■ **WHAT IS BEING ASKED**
Retype exactly the lines from the line containing "What React, TypeScript" through the line containing "shrink-0 items-center justify-end", both included, and nothing more; skip the pictures.

■ **ENTRIES SHOWN**
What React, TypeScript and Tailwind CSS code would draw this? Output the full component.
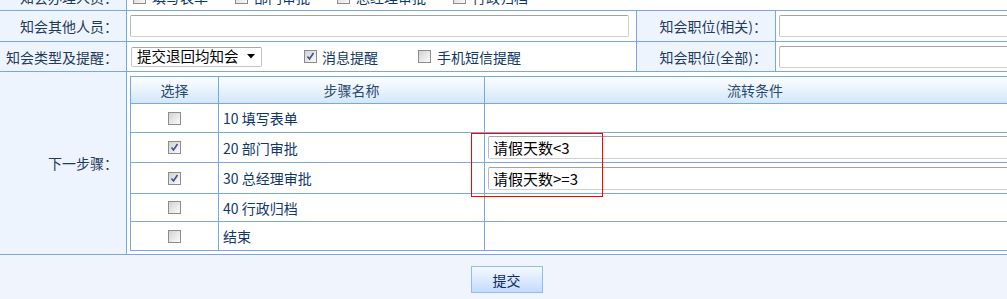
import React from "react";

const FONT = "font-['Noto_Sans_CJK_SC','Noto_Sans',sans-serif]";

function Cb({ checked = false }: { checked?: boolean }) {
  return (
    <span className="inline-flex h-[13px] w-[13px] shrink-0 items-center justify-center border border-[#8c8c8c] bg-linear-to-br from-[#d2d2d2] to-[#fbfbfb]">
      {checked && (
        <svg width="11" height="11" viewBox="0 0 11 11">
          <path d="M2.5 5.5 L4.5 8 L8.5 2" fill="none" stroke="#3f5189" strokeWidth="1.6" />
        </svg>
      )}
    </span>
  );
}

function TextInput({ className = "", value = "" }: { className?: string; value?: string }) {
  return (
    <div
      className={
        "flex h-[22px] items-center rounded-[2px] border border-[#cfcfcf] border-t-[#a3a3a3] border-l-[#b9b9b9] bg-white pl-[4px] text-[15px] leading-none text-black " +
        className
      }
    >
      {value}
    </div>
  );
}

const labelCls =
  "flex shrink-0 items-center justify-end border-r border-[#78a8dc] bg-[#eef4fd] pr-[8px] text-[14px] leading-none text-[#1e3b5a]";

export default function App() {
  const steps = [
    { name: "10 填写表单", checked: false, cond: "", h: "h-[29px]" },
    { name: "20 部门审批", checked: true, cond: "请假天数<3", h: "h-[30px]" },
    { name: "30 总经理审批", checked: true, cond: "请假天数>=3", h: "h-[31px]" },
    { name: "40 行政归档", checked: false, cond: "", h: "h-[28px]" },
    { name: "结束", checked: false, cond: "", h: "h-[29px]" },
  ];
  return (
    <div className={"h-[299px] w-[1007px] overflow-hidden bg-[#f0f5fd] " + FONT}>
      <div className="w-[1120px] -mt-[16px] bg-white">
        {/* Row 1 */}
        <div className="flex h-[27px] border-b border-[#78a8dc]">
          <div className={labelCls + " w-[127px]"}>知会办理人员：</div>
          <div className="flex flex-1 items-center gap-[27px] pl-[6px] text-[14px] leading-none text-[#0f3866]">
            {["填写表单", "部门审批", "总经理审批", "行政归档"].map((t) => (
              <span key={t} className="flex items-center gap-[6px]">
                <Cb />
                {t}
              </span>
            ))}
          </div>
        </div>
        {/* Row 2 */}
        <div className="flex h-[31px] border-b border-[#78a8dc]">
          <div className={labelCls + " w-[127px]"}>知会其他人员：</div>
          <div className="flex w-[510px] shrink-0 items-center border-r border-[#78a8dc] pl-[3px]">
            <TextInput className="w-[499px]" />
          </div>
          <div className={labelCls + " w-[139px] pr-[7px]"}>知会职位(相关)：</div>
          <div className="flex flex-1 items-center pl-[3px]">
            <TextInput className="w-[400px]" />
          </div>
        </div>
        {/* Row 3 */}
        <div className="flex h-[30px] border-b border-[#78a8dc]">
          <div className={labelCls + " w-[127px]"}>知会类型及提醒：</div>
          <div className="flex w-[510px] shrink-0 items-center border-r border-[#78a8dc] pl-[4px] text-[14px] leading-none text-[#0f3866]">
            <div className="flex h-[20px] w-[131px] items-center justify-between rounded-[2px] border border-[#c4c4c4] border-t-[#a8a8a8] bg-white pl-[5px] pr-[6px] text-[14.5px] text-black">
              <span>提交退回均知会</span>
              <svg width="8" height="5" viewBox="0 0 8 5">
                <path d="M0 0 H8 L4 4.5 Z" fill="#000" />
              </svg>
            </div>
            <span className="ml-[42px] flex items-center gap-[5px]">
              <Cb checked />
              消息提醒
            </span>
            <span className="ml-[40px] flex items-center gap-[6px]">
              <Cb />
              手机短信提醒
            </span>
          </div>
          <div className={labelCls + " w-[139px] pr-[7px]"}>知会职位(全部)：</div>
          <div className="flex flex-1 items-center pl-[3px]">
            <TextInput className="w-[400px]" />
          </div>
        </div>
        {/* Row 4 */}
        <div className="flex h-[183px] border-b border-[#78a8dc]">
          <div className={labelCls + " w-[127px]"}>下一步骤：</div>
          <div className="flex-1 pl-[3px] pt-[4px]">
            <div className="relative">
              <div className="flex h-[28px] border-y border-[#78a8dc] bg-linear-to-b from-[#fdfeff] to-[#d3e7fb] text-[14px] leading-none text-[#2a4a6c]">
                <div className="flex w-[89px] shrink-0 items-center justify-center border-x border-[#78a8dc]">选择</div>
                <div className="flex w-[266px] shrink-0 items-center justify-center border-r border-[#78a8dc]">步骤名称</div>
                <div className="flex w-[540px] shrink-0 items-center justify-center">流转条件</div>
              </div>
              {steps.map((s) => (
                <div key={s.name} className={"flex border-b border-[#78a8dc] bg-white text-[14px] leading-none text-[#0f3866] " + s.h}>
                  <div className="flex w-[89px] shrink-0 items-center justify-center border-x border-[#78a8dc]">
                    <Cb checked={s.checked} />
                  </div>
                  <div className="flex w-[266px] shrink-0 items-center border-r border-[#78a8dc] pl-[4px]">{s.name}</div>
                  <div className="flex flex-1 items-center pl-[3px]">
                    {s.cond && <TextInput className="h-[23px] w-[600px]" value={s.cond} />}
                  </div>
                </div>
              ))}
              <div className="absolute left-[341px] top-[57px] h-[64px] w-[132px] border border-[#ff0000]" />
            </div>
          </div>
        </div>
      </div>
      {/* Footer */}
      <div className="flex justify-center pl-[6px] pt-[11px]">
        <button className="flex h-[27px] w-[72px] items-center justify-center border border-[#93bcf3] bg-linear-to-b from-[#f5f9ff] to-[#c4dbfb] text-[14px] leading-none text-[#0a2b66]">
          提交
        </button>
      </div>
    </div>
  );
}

...

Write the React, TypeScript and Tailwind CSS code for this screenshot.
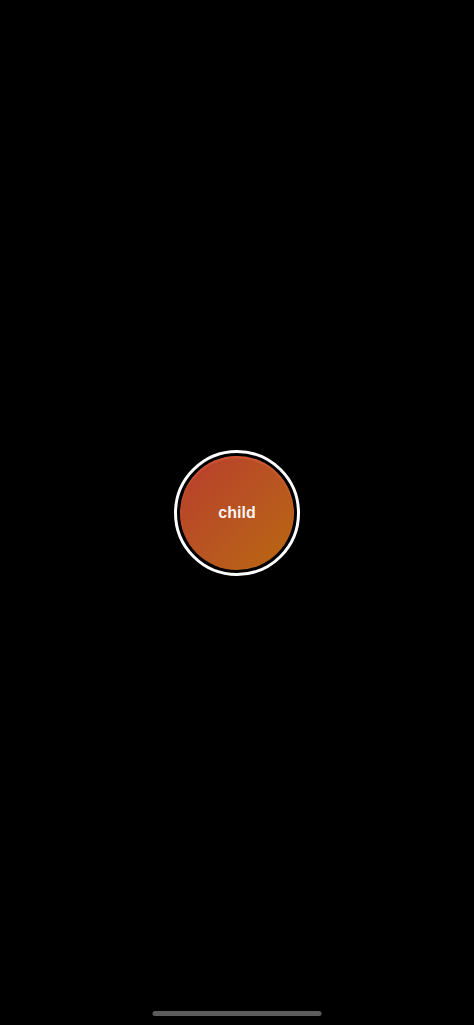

■ **SOLUTION FOR THIS PROBLEM**
What React, TypeScript and Tailwind CSS code would draw this? Output the full component.
import React from "react";

const FONT = "font-['Noto_Sans_CJK_SC','Noto_Sans',sans-serif]";

function Cb({ checked = false }: { checked?: boolean }) {
  return (
    <span className="inline-flex h-[13px] w-[13px] shrink-0 items-center justify-center border border-[#8c8c8c] bg-linear-to-br from-[#d2d2d2] to-[#fbfbfb]">
      {checked && (
        <svg width="11" height="11" viewBox="0 0 11 11">
          <path d="M2.5 5.5 L4.5 8 L8.5 2" fill="none" stroke="#3f5189" strokeWidth="1.6" />
        </svg>
      )}
    </span>
  );
}

function TextInput({ className = "", value = "" }: { className?: string; value?: string }) {
  return (
    <div
      className={
        "flex h-[22px] items-center rounded-[2px] border border-[#cfcfcf] border-t-[#a3a3a3] border-l-[#b9b9b9] bg-white pl-[4px] text-[15px] leading-none text-black " +
        className
      }
    >
      {value}
    </div>
  );
}

const labelCls =
  "flex shrink-0 items-center justify-end border-r border-[#78a8dc] bg-[#eef4fd] pr-[8px] text-[14px] leading-none text-[#1e3b5a]";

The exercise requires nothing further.